When we want the murderer sentenced to life in prison, the thief punished, the hostile driver ticketed, the insolent child scolded, or the gossiper called on the carpet, not only are we recognizing the injustices around us, we can become provoked to anger over the situation.

 

We have varying thermostats. Our anger can be unexpectedly awakened by a spouse breaking a promise, a driver who cuts in front of us during rush-hour traffic, or by a neighborhood bully who threatens our child. A spark of anger ignites within us and to fuel the flames turning our careful constraints into a wide-sweeping, fast-moving, and dangerous inferno.

 

We lose control.

 

One petty injustice awakes something in us wilder and far more powerful than our own self-control.

 

Injustice unleashes our anger.
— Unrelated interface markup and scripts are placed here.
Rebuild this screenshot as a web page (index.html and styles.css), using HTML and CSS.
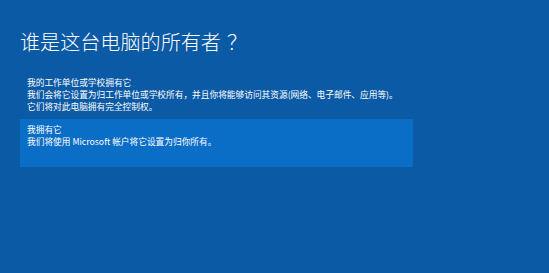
FILE: index.html
```html
<!DOCTYPE html>
<html lang="zh-CN">
<head>
<meta charset="utf-8">
<title>谁是这台电脑的所有者？</title>
<link rel="stylesheet" href="styles.css">
</head>
<body>
<main class="page">
  <h1 class="title">谁是这台电脑的所有者<span class="qmark">？</span></h1>
  <div class="options">
    <div class="option">
      <div class="option-name">我的工作单位或学校拥有它</div>
      <div class="option-desc">我们会将它设置为归工作单位或学校所有，并且你将能够访问其资源(网络、电子邮件、应用等)。<br>它们将对此电脑拥有完全控制权。</div>
    </div>
    <div class="option selected">
      <div class="option-name">我拥有它</div>
      <div class="option-desc">我们将使用 Microsoft 帐户将它设置为归你所有。</div>
    </div>
  </div>
</main>
</body>
</html>
```
FILE: styles.css
```css
html, body {
  margin: 0;
  padding: 0;
  background: #0b5aa5;
  height: 100%;
}
body {
  font-family: "Noto Sans CJK SC", "Noto Sans", "DejaVu Sans", sans-serif;
  color: #ffffff;
  overflow: hidden;
}
.page {
  padding: 30px 0 0 20px;
  display: flex;
  flex-direction: column;
}
.title {
  margin: 0;
  font-size: 20.1px;
  line-height: 24px;
  font-weight: 300;
}
.qmark {
  margin-left: 6px;
}
.options {
  margin-top: 23px;
  display: flex;
  flex-direction: column;
  gap: 7px;
  width: 393px;
}
.option {
  padding: 0 7px;
  font-size: 8.7px;
  line-height: 11.8px;
}
.option.selected {
  background: #0a6dc6;
  padding: 5px 7px 19px;
}
```
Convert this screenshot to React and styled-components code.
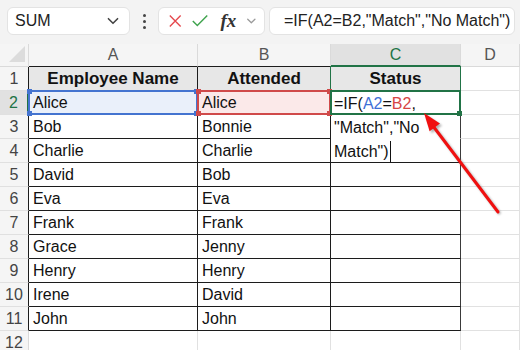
import React from "react";
import styled, { createGlobalStyle } from "styled-components";

const Global = createGlobalStyle`
  html, body { margin: 0; padding: 0; background: #ffffff; }
  body { font-family: "Liberation Sans", Arial, sans-serif; }
  * { box-sizing: border-box; }
`;

const Page = styled.div`
  position: relative;
  width: 520px;
  height: 350px;
  overflow: hidden;
  background: #ffffff;
`;

const Toolbar = styled.div`
  height: 44px;
  background: #f3f3f3;
  display: flex;
  align-items: flex-start;
  padding: 7px 5px 0 7px;
  gap: 0;
`;

const Box = styled.div`
  height: 28px;
  background: #ffffff;
  border: 1px solid #e3e3e3;
  border-radius: 6px;
  display: flex;
  align-items: center;
  width: ${(p) => (p.$w ? `${p.$w}px` : "auto")};
  flex: ${(p) => (p.$grow ? 1 : "none")};
  padding: ${(p) => p.$pad || "0 8px"};
  gap: ${(p) => p.$gap || "0"};
`;

const NameText = styled.span`
  font-size: 16px;
  color: #222;
  flex: 1;
`;

const Dots = styled.div`
  width: 28px;
  height: 28px;
  display: flex;
  flex-direction: column;
  align-items: center;
  justify-content: center;
  gap: 3px;
`;

const Dot = styled.span`
  width: 3px;
  height: 3px;
  border-radius: 50%;
  background: #444;
`;

const Fx = styled.span`
  font-family: "Liberation Serif", "Times New Roman", serif;
  font-style: italic;
  font-weight: bold;
  font-size: 19px;
  color: #333;
  margin-left: 2px;
`;

const FormulaText = styled.span`
  font-size: 16px;
  color: #222;
  white-space: nowrap;
`;

const Sheet = styled.div`
  position: relative;
  display: grid;
  grid-template-columns: 29px 169px 133px 130px 59px;
  grid-template-rows: 23px repeat(12, 24px);
`;

const ColHead = styled.div`
  background: ${(p) => (p.$active ? "#e1e1e1" : "#f5f5f5")};
  border-right: 1px solid #dadada;
  border-bottom: ${(p) => (p.$active ? "2px solid #217346" : `1px solid ${p.$dark ? "#1c1c1c" : "#dadada"}`)};
  color: ${(p) => (p.$active ? "#217346" : "#555")};
  font-size: 16px;
  display: flex;
  align-items: center;
  justify-content: center;
  position: relative;
`;

const Corner = styled.div`
  position: absolute;
  right: 3px;
  bottom: 4px;
  width: 0;
  height: 0;
  border-left: 16px solid transparent;
  border-bottom: 16px solid #dcdcdc;
`;

const RowHead = styled.div`
  background: ${(p) => (p.$active ? "#e1e1e1" : "#f5f5f5")};
  border-right: ${(p) => (p.$active ? "2px solid #217346" : `1px solid ${p.$dark ? "#1c1c1c" : "#dadada"}`)};
  border-bottom: 1px solid #e0e0e0;
  color: ${(p) => (p.$active ? "#217346" : "#444")};
  font-size: 16px;
  display: flex;
  align-items: center;
  justify-content: center;
`;

const Cell = styled.div`
  position: relative;
  background: ${(p) => p.$bg || "#ffffff"};
  border-right: 1px solid ${(p) => p.$rc || "#e1e1e1"};
  border-bottom: ${(p) => (p.$noBottom ? "1px solid #ffffff" : `1px solid ${p.$bc || "#e1e1e1"}`)};
  font-size: 16px;
  font-weight: ${(p) => (p.$bold ? "bold" : "normal")};
  color: #111;
  display: flex;
  align-items: center;
  justify-content: ${(p) => (p.$center ? "center" : "flex-start")};
  padding: 1px 0 0 4px;
  white-space: nowrap;
`;

const HeaderCellText = styled.span`
  font-size: 17px;
  margin-left: -4px;
`;

const RangeFrame = styled.div`
  position: absolute;
  left: -1px;
  top: -1px;
  right: -1px;
  bottom: -1px;
  border: 2px solid ${(p) => p.$color};
  pointer-events: none;
  z-index: 2;
`;

const Handle = styled.span`
  position: absolute;
  width: 5px;
  height: 5px;
  background: ${(p) => p.$color};
  ${(p) => (p.$top ? "top: -3px;" : "bottom: -3px;")}
  ${(p) => (p.$left ? "left: -3px;" : "right: -3px;")}
`;

const GreenSide = styled.div`
  position: absolute;
  top: -1px;
  bottom: -1px;
  left: -1px;
  right: -1px;
  border-left: 1px solid #217346;
  border-right: 1px solid #217346;
  pointer-events: none;
`;

const EditText = styled.div`
  position: absolute;
  left: 3px;
  top: 0;
  z-index: 3;
  font-size: 16px;
  color: #111;
  line-height: 24px;
  padding-top: 1px;
`;

const EditLine = styled.div`
  display: block;
  white-space: nowrap;
`;

const RefA = styled.span`
  color: #3d6fd6;
`;

const RefB = styled.span`
  color: #d64545;
`;

const Caret = styled.span`
  display: inline-block;
  width: 1px;
  height: 21px;
  background: #111;
  vertical-align: -5px;
  margin-left: 1px;
`;

const ArrowLayer = styled.svg`
  position: absolute;
  left: 0;
  top: 0;
  pointer-events: none;
  z-index: 10;
`;

const colA = ["Employee Name", "Alice", "Bob", "Charlie", "David", "Eva", "Frank", "Grace", "Henry", "Irene", "John"];
const colB = ["Attended", "Alice", "Bonnie", "Charlie", "Bob", "Eva", "Frank", "Jenny", "Henry", "David", "John"];

const Chevron = ({ color = "#444", size = 14 }) => (
  <svg width={size} height={size} viewBox="0 0 14 14">
    <polyline points="3,5 7,9 11,5" fill="none" stroke={color} strokeWidth="1.4" strokeLinecap="round" strokeLinejoin="round" />
  </svg>
);

export default function App() {
  const rows = [];
  for (let r = 1; r <= 12; r++) {
    const inTable = r <= 11;
    const dark = "#1c1c1c";
    rows.push(
      <RowHead key={`rh${r}`} $active={r === 2} $dark={inTable}>
        {r}
      </RowHead>
    );
    // A
    const isHeader = r === 1;
    rows.push(
      <Cell
        key={`a${r}`}
        $bg={r === 1 ? "#e7e7e7" : r === 2 ? "#eaf0fa" : undefined}
        $rc={inTable ? dark : "#e1e1e1"}
        $bc={inTable ? dark : "#e1e1e1"}
        $bold={isHeader}
        $center={isHeader}
      >
        {isHeader ? <HeaderCellText>{colA[0]}</HeaderCellText> : inTable ? colA[r - 1] : ""}
        {r === 2 && (
          <RangeFrame $color="#4474d0">
            <Handle $color="#4474d0" $top $left />
            <Handle $color="#4474d0" $top />
            <Handle $color="#4474d0" $left />
            <Handle $color="#4474d0" />
          </RangeFrame>
        )}
      </Cell>
    );
    // B
    rows.push(
      <Cell
        key={`b${r}`}
        $bg={r === 1 ? "#e7e7e7" : r === 2 ? "#fbe9e9" : undefined}
        $rc={inTable ? dark : "#e1e1e1"}
        $bc={inTable ? dark : "#e1e1e1"}
        $bold={isHeader}
        $center={isHeader}
      >
        {isHeader ? <HeaderCellText>{colB[0]}</HeaderCellText> : inTable ? colB[r - 1] : ""}
        {r === 2 && (
          <RangeFrame $color="#d04a4a">
            <Handle $color="#d04a4a" $top $left />
            <Handle $color="#d04a4a" $top />
            <Handle $color="#d04a4a" $left />
            <Handle $color="#d04a4a" />
          </RangeFrame>
        )}
      </Cell>
    );
    // C
    rows.push(
      <Cell
        key={`c${r}`}
        $bg={r === 1 ? "#e7e7e7" : undefined}
        $rc={inTable ? "#3a3a3a" : "#e1e1e1"}
        $bc={inTable ? dark : "#e1e1e1"}
        $noBottom={r === 3 || r === 2 ? false : false}
        $bold={isHeader}
        $center={isHeader}
        style={r === 3 || r === 4 ? { borderBottomColor: r === 4 ? dark : "#ffffff" } : undefined}
      >
        {isHeader && <HeaderCellText>Status</HeaderCellText>}
        {isHeader && <GreenSide />}
        {r === 2 && (
          <>
            <RangeFrame $color="#217346">
              <Handle $color="#217346" />
            </RangeFrame>
            <EditText>
              <EditLine>
                =IF(<RefA>A2</RefA>=<RefB>B2</RefB>,
              </EditLine>
              <EditLine>"Match","No</EditLine>
              <EditLine>
                Match")<Caret />
              </EditLine>
            </EditText>
          </>
        )}
      </Cell>
    );
    // D
    rows.push(<Cell key={`d${r}`} />);
  }

  return (
    <Page>
      <Global />
      <Toolbar>
        <Box $w={123} $pad="0 8px 0 7px">
          <NameText>SUM</NameText>
          <Chevron color="#444" size={16} />
        </Box>
        <Dots>
          <Dot />
          <Dot />
          <Dot />
        </Dots>
        <Box $w={107} $pad="0 6px 0 9px" $gap="9px">
          <svg width="16" height="16" viewBox="0 0 16 16">
            <path d="M2 2 L14 14 M14 2 L2 14" stroke="#e5484d" strokeWidth="1.5" fill="none" />
          </svg>
          <svg width="20" height="16" viewBox="0 0 20 16">
            <polyline points="2,8 7,13 18,2" stroke="#3fa34d" strokeWidth="1.6" fill="none" />
          </svg>
          <Fx>fx</Fx>
          <Chevron color="#9a9a9a" size={14} />
        </Box>
        <Box $grow $pad="0 0 0 14px" style={{ marginLeft: 4 }}>
          <FormulaText>=IF(A2=B2,"Match","No Match")</FormulaText>
        </Box>
      </Toolbar>
      <Sheet>
        <ColHead>
          <Corner />
        </ColHead>
        <ColHead $dark>A</ColHead>
        <ColHead $dark>B</ColHead>
        <ColHead $active>C</ColHead>
        <ColHead>D</ColHead>
        {rows}
      </Sheet>
      <ArrowLayer width="520" height="350" viewBox="0 0 520 350">
        <defs>
          <filter id="sh" x="-20%" y="-20%" width="140%" height="140%">
            <feGaussianBlur stdDeviation="1.2" />
          </filter>
        </defs>
        <g transform="translate(2,2)" opacity="0.45" filter="url(#sh)">
          <line x1="498" y1="212" x2="433" y2="126" stroke="#555" strokeWidth="3" />
          <polygon points="424,113 440,123.5 429.6,131.3" fill="#555" />
        </g>
        <line x1="498" y1="212" x2="433" y2="126" stroke="#f01010" strokeWidth="3" strokeLinecap="round" />
        <polygon points="424,113 440,123.5 429.6,131.3" fill="#f01010" />
      </ArrowLayer>
    </Page>
  );
}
This emotional eruption means a line has been crossed, a standard has been broken. Could our anger be more than emotion though? Could it be a sign of moral health?

 

Like a fever signaling an infection, maybe our anger signals that the proper order of things has been compromised. There’s a problem to address. And often we want to address it ourselves.

 

Every breathing human has at some point tasted the toxic desire for revenge. When it doesn’t come on its own, we’re not above taking justice into our own hands. Interactive Web sites like www.thepayback.com provide tools for victims plotting and executing retaliation against wrongs suffered. Our passion to make things right often drives us to the point of personal retaliation and vengeance.

 

A wrong.

Anger.

Revenge.

 

How could these things bring us closer to God?

 

In Mere Christianity, C.S. Lewis claims that moral judgments, evident in the anger we feel over a wrong suffered, are perhaps the strongest argument for the existence of a moral God.

 

Does anger at injustice argue the existence of God?

 

If he is a God of justice, and we’re made in his image, perhaps our anger is more than an emotional reaction.

 

Maybe it is a movement toward God.

 

When rage raises its demanding head and grabs the wheel of our lives, we may feel farthest from God. We feel anything but “spiritual.” In reality, however, these may be the moments we are closest to–and maybe even most like–God.

 

Justice matters to us, but it also matters to God. Perhaps that is why we instinctively cry out to him when we experience injustice.

“God, thank you for this sense of justice in my heart.  Thank you for bringing closer to you by sharing with me your intolerance for evil.  Keep me from turning my anger into more evil. May I use his passion and pain as motivation to ask you to change what I cannot change.  I pray this in Jesus’ name.”